[Front-end source files]
--------------------

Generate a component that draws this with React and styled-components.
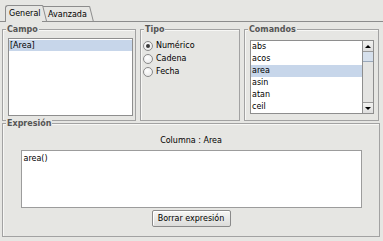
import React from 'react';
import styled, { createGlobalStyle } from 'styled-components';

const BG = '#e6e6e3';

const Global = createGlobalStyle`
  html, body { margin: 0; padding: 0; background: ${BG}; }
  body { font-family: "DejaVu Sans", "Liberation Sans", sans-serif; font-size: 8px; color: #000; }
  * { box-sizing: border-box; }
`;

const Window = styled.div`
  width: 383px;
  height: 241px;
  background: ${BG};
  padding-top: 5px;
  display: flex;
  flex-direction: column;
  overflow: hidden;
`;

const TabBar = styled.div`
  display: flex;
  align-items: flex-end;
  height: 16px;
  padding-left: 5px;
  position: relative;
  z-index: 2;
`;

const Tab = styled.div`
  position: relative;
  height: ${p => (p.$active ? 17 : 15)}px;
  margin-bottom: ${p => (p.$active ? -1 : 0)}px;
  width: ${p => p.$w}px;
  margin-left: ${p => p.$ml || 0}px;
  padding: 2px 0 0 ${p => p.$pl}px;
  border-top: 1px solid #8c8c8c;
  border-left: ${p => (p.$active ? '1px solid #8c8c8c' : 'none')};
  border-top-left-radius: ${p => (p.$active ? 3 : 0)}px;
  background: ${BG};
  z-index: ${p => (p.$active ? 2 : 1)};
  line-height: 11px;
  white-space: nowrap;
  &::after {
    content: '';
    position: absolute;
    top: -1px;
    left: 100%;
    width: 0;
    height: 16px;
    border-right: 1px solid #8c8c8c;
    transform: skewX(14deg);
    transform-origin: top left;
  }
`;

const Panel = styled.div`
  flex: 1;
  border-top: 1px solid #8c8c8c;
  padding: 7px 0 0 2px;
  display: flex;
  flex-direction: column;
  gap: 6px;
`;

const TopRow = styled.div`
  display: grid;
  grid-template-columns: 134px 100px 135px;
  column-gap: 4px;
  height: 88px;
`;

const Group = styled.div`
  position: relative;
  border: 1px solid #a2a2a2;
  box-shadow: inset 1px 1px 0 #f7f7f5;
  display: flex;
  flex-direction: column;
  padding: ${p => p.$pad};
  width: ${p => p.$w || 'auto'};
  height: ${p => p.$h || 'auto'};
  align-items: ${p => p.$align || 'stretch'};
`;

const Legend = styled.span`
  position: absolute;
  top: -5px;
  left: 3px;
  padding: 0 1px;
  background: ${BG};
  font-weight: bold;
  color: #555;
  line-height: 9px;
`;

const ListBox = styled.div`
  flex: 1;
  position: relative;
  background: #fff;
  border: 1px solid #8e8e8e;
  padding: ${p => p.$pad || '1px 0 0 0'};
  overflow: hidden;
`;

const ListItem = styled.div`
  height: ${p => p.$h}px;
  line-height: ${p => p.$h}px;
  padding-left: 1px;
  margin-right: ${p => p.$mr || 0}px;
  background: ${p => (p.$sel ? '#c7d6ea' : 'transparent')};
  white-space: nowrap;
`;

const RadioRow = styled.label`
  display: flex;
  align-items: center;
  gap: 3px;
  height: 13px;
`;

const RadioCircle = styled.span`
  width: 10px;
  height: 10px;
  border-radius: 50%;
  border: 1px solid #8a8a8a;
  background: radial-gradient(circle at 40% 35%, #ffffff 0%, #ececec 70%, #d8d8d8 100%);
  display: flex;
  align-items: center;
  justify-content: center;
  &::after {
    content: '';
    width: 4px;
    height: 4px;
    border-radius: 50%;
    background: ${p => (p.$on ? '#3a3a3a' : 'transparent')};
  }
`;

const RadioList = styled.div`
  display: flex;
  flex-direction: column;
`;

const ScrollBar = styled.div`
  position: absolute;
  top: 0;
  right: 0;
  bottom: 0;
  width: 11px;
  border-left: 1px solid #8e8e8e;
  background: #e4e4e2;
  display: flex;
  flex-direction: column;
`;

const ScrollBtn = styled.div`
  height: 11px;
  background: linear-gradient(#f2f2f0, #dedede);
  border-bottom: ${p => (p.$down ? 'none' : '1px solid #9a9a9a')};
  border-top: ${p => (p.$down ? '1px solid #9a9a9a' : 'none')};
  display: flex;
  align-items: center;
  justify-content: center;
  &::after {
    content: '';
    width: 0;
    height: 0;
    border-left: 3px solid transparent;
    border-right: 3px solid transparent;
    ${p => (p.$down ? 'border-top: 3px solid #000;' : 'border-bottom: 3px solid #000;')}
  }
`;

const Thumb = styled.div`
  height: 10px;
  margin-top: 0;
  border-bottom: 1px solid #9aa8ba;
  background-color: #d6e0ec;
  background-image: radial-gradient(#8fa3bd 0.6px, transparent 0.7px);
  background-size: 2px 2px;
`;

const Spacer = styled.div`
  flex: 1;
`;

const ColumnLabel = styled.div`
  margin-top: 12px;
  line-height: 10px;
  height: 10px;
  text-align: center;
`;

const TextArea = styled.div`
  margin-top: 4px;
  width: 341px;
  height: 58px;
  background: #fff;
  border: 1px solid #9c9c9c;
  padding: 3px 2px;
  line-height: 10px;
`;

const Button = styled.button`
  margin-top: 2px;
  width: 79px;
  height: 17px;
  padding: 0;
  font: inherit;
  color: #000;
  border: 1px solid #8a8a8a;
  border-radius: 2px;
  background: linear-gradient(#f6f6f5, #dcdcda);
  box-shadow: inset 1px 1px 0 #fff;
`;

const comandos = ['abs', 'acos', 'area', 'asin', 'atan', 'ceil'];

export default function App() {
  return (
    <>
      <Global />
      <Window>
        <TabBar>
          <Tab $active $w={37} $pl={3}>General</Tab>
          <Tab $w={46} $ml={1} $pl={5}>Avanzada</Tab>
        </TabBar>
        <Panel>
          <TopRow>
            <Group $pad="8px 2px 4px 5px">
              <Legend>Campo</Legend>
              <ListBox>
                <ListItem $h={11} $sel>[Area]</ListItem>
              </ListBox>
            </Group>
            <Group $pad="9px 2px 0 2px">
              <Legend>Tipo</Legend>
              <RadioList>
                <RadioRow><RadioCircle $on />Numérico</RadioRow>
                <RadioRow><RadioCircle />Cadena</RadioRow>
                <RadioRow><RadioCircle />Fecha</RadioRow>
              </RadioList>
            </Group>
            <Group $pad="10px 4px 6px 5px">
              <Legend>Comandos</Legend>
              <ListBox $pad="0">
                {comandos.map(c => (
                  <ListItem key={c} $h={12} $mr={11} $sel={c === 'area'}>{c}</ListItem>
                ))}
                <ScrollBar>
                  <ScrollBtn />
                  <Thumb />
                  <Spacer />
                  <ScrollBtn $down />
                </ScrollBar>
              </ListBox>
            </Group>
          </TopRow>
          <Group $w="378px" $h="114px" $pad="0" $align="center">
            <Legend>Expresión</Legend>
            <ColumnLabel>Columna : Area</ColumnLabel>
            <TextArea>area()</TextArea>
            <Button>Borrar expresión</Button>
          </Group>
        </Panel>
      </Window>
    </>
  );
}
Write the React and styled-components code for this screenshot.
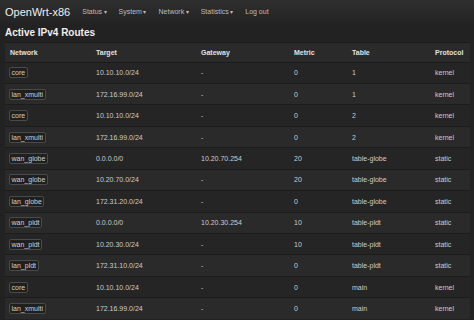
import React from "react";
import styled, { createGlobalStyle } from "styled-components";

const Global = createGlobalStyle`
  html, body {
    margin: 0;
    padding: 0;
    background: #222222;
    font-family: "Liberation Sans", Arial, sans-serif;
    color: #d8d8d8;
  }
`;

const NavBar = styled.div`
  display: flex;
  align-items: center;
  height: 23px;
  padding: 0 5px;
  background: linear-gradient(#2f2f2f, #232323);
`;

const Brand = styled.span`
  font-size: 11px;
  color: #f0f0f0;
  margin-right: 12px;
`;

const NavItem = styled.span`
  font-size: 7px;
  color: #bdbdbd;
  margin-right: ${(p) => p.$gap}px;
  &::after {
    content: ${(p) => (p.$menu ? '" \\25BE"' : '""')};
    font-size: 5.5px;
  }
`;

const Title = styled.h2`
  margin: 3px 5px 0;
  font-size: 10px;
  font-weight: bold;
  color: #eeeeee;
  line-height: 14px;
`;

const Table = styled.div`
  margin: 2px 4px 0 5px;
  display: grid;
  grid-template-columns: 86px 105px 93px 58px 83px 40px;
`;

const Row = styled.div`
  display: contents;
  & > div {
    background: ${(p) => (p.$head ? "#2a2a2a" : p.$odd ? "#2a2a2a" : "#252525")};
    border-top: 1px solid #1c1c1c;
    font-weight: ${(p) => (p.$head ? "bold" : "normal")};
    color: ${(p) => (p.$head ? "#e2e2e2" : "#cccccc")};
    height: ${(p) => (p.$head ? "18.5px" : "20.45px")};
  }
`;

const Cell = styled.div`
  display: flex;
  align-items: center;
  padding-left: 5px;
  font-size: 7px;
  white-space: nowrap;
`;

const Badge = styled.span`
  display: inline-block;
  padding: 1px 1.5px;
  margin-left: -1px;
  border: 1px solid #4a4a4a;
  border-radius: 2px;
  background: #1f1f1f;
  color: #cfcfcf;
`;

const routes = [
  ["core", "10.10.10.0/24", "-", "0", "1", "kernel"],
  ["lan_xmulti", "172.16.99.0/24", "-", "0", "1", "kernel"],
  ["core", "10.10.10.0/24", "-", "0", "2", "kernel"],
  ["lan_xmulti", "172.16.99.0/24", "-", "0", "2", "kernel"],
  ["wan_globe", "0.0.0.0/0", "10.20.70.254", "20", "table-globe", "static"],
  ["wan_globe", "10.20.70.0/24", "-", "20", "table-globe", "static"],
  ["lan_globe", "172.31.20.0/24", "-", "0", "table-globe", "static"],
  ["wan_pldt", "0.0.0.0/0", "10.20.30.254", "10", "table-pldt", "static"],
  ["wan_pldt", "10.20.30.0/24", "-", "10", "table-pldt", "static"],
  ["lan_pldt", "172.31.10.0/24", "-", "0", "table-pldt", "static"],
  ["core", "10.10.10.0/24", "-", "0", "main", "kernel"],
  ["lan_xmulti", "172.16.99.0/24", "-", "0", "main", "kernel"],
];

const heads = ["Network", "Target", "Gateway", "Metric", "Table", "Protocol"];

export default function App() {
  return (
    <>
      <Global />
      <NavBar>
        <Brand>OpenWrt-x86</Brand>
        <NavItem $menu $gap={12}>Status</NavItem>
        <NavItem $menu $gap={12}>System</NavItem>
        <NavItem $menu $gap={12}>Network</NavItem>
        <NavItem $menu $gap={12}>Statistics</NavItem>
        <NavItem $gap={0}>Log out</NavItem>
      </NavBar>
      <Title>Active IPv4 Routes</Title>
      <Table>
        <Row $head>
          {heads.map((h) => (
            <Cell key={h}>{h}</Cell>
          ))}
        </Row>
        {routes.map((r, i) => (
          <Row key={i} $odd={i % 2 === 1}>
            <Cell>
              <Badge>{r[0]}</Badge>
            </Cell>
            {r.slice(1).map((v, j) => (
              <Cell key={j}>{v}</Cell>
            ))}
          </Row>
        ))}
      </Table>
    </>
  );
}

--------------------

INSTRUCTIONS FOR THE TASK
Reproduce every line from the entries that holds the word "this".

RESULT
Generate a component that draws this with React and styled-components.
Write the React and styled-components code for this screenshot.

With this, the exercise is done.